La campagna #metoo e #quellavoltache non cambieranno le cose. Non faranno tacere gli abusi, non muteranno da sole una mentalità che permette ad un uomo di sentirsi nel pieno diritto di dare della “zoccola” ad una donna che non ci sta o che si veste in un certo modo. Ci vuole ben altro che non qualche hashtag per sradicare una considerazione della donna che affonda le sue radici in secoli di sottomissione da un lato e legittimazione dall’altro: ci vogliono educazione, tutele, ci vogliono donne che per prime ammettano il problema e crescano figli, fratelli e mariti capaci di accettare un no e di vedere una donna come una persona, prima che come una proprietà. Ma le campagne lanciate sui social hanno un grande, enorme potere fino ad ora sottovalutato: quello di dare le reali proporzioni del fenomeno. Quello di mostrare che il problema non dipende dai centimetri di stoffa di un vestito o da quanto una ragazza è disinibita, ma anzi: riguarda tutte, donne mature e bambine, ragazze timide e ragazze estroverse.

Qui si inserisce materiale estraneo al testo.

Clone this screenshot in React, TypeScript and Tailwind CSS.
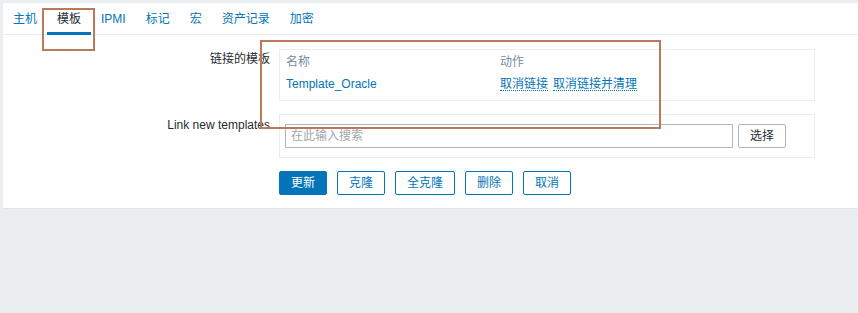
import { useState } from "react";

const tabs = ["主机", "模板", "IPMI", "标记", "宏", "资产记录", "加密"];
const actions = ["更新", "克隆", "全克隆", "删除", "取消"];

export default function App() {
  const [active, setActive] = useState(1);

  return (
    <div
      className="relative min-h-screen bg-[#ebeef0] pl-[3px] pt-[3px] text-[12px] leading-[14px] text-[#1f2c33]"
      style={{ fontFamily: '"Liberation Sans", Arial, "Noto Sans CJK SC", sans-serif' }}
    >
      <div className="border-b border-[#dfe4e7] bg-white">
        <ul className="flex h-[32px] border-b border-[#ebeef0]">
          {tabs.map((t, i) => (
            <li
              key={t}
              onClick={() => setActive(i)}
              className={
                "relative flex cursor-pointer items-center px-[10px] " +
                (i === active ? "text-[#1f2c33]" : "text-[#0275b8]")
              }
            >
              {t}
              {i === active && (
                <span className="absolute bottom-[-1px] left-0 right-0 h-[3px] bg-[#0275b8]" />
              )}
            </li>
          ))}
        </ul>

        <div className="flex flex-col gap-[13px] pb-[13px] pt-[14px]">
          <div className="flex">
            <div className="w-[267px] pt-[3px] text-right">链接的模板</div>
            <div className="ml-[9px] h-[52px] w-[536px] border border-[#ebeef0] px-[6px] pt-[5px]">
              <div className="flex h-[14px] text-[#768d99]">
                <span className="w-[214px]">名称</span>
                <span>动作</span>
              </div>
              <div className="mt-[8px] flex h-[14px]">
                <span className="w-[214px] text-[#0275b8]">Template_Oracle</span>
                <span className="flex gap-[5px] text-[#0275b8]">
                  <a className="cursor-pointer border-b border-dotted border-[#0275b8]">取消链接</a>
                  <a className="cursor-pointer border-b border-dotted border-[#0275b8]">取消链接并清理</a>
                </span>
              </div>
            </div>
          </div>

          <div className="flex">
            <div className="w-[267px] pt-[4px] text-right">Link new templates</div>
            <div className="ml-[9px] flex h-[44px] w-[536px] items-center gap-[5px] border border-[#ebeef0] px-[5px]">
              <input
                placeholder="在此输入搜索"
                className="h-[24px] w-[448px] border border-[#acbbc2] px-[5px] text-[12px] outline-none placeholder:text-[#a0a8ad]"
              />
              <button className="h-[24px] rounded-[2px] border border-[#acbbc2] bg-white px-[11px] text-[#1f2c33]">
                选择
              </button>
            </div>
          </div>

          <div className="ml-[276px] flex h-[24px] gap-[10px]">
            {actions.map((a, i) => (
              <button
                key={a}
                className={
                  "h-[24px] rounded-[2px] border border-[#0275b8] px-[11px] " +
                  (i === 0 ? "bg-[#0275b8] text-white" : "bg-white text-[#0275b8]")
                }
              >
                {a}
              </button>
            ))}
          </div>
        </div>
      </div>

      <div className="pointer-events-none absolute left-[42px] top-[8px] h-[43px] w-[53px] border-2 border-[#b77a5b]" />
      <div className="pointer-events-none absolute left-[260px] top-[40px] h-[89px] w-[401px] border-2 border-[#b77a5b]" />
    </div>
  );
}
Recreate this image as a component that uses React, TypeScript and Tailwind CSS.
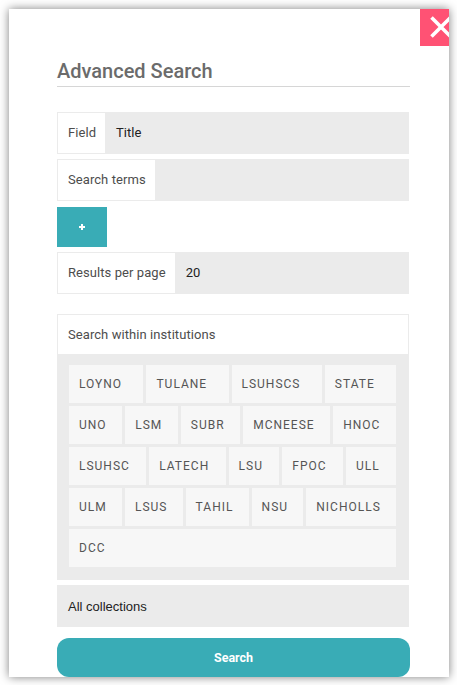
const institutions = [
  'LOYNO', 'TULANE', 'LSUHSCS', 'STATE', 'UNO', 'LSM', 'SUBR', 'MCNEESE', 'HNOC', 'LSUHSC',
  'LATECH', 'LSU', 'FPOC', 'ULL', 'ULM', 'LSUS', 'TAHIL', 'NSU', 'NICHOLLS', 'DCC',
];

function Row({ label, value }: { label: string; value?: string }) {
  return (
    <div className="flex h-[42px] w-[352px]">
      <div className="flex items-center border border-[#ebebeb] bg-white pl-[10px] pr-[9px] text-[13px] tracking-[0.07px] text-[#4d4d4d] whitespace-nowrap">
        {label}
      </div>
      <div className="flex flex-1 items-center bg-[#ebebeb] pl-[10px] text-[13px] text-[#222]">{value}</div>
    </div>
  );
}

export default function App() {
  return (
    <div className="h-[685px] w-[457px] bg-white p-[9px] font-['Roboto',sans-serif]">
      <div className="relative h-[668px] w-[440px] overflow-hidden bg-white px-[48px] shadow-[0_0_9px_rgba(0,0,0,0.5)]">
        <button className="absolute right-0 top-0 flex h-[37px] w-[29px] items-start overflow-hidden bg-[#ff5274] pl-[10px] pt-[7px]">
          <svg width="22" height="22" viewBox="0 0 22 22" className="shrink-0">
            <path d="M1.5 1.5 L20.5 20.5 M20.5 1.5 L1.5 20.5" stroke="white" strokeWidth="3.6" />
          </svg>
        </button>

        <h2 className="mt-[48px] h-[30px] w-[353px] border-b border-[#d6d6d6] text-[20px] leading-[28px] font-medium text-[#6b6b6b]">
          Advanced Search
        </h2>

        <div className="mt-[25px] flex flex-col gap-[5px]">
          <Row label="Field" value="Title" />
          <Row label="Search terms" />
        </div>

        <button className="mt-[6px] flex h-[40px] w-[50px] items-center justify-center bg-[#39acb6]">
          <svg width="8" height="8" viewBox="0 0 8 8">
            <path d="M4 1 V7 M1 4 H7" stroke="white" strokeWidth="2" />
          </svg>
        </button>

        <div className="mt-[5px]">
          <Row label="Results per page" value="20" />
        </div>

        <div className="mt-[20px] w-[352px] border-x border-t border-[#ebebeb]">
          <div className="flex h-[39px] items-center bg-white px-[10px] text-[13px] tracking-[0.07px] text-[#4d4d4d]">
            Search within institutions
          </div>
        </div>
        <div className="flex w-[352px] flex-wrap gap-[3px] bg-[#ebebeb] pb-[13px] pl-[12px] pr-[13px] pt-[11px]">
          {institutions.map((name) => (
            <div
              key={name}
              className="flex h-[38px] grow items-center bg-[#f7f7f7] pl-[10px] pr-[14px] text-[12px] tracking-[1px] text-[#555]"
            >
              {name}
            </div>
          ))}
        </div>

        <div className="mt-[5px] flex h-[42px] w-[352px] items-center bg-[#ebebeb] px-[11px] pt-px font-['Liberation_Sans',sans-serif] text-[13px] text-[#222]">
          All collections
        </div>

        <button className="mt-[11px] flex h-[39px] w-[353px] items-center justify-center rounded-[12px] bg-[#39acb6] pt-px text-[12.5px] font-bold text-white">
          Search
        </button>
      </div>
    </div>
  );
}
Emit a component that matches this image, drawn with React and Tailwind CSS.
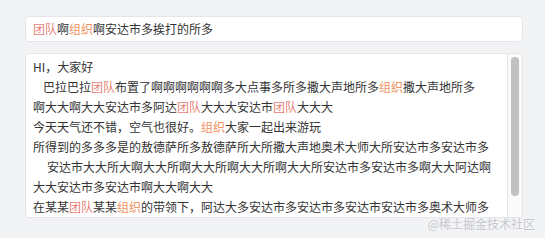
import React from "react";

const Team = () => <span className="text-[#e77f76]">团队</span>;
const Org = () => <span className="text-[#f0935f]">组织</span>;

const Line = ({ indent, children }) => (
    <div className="h-[20px] leading-[20px] whitespace-nowrap">
        {indent ? <span className={indent} /> : null}
        {children}
    </div>
);

export default function App() {
    return (
        <div
            className="relative h-[238px] bg-[#f2f3f5] pt-[16px] pl-[25px] text-[12px] text-[#333]"
            style={{ fontFamily: '"Noto Sans CJK SC", "Noto Sans", sans-serif' }}
        >
            <div className="flex h-[26px] w-[498px] items-center rounded-[4px] border border-[#e4e6ea] bg-white px-[7px]">
                <Team />啊<Org />啊安达市多挨打的所多
            </div>

            <div className="mt-[11px] flex h-[165px] w-[498px] overflow-hidden rounded-[4px] border border-[#e4e6ea] bg-white">
                <div className="flex-1 overflow-hidden pl-[7px] pt-[3px]">
                    <Line>HI，大家好</Line>
                    <Line indent="inline-block w-[10px]">
                        巴拉巴拉<Team />布置了啊啊啊啊啊啊多大点事多所多撒大声地所多<Org />撒大声地所多
                    </Line>
                    <Line>
                        啊大大啊大大安达市多阿达<Team />大大大安达市<Team />大大大
                    </Line>
                    <Line>
                        今天天气还不错，空气也很好。<Org />大家一起出来游玩
                    </Line>
                    <Line>所得到的多多多是的敖德萨所多敖德萨所大所撒大声地奥术大师大所安达市多安达市多</Line>
                    <Line indent="inline-block w-[14px]">
                        安达市大大所大啊大大所啊大大所啊大大所啊大大所安达市多安达市多啊大大阿达啊
                    </Line>
                    <Line>大大安达市多安达市啊大大啊大大</Line>
                    <Line>
                        在某某<Team />某某<Org />的带领下，阿达大多安达市多安达市多安达市安达市多奥术大师多
                    </Line>
                </div>
                <div className="w-[15px] border-l border-[#e6e6e6] bg-[#fafafa] px-[3px] pt-[3px]">
                    <div className="h-[139px] rounded-full bg-[#c1c1c1]" />
                </div>
            </div>

            <div className="absolute right-[10px] bottom-[8px] text-[12px] leading-none text-[#c4c6ca] [text-shadow:0_0_2px_#fff]">
                @稀土掘金技术社区
            </div>
        </div>
    );
}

E soprattutto, le campagne #metoo e #quellavoltache obbligano a porsi delle domande. Tu che sostieni che “certe cose ce le si cerca”, che “vestita così per forza che capita”, che “gli avrai fatto credere chissà cosa”, che “eh ma lo sai gli uomini come sono”… Tu che pensi queste cose – uomo o donna che sia – sei davvero sicuro che se l’era cercata anche tua figlia, tua moglie, tua sorella, tua madre? Perché è capitato anche a loro. È capitato almeno una volta a tutte. E allora, forse, il problema non siamo noi. È ora di iniziare a rendersene conto.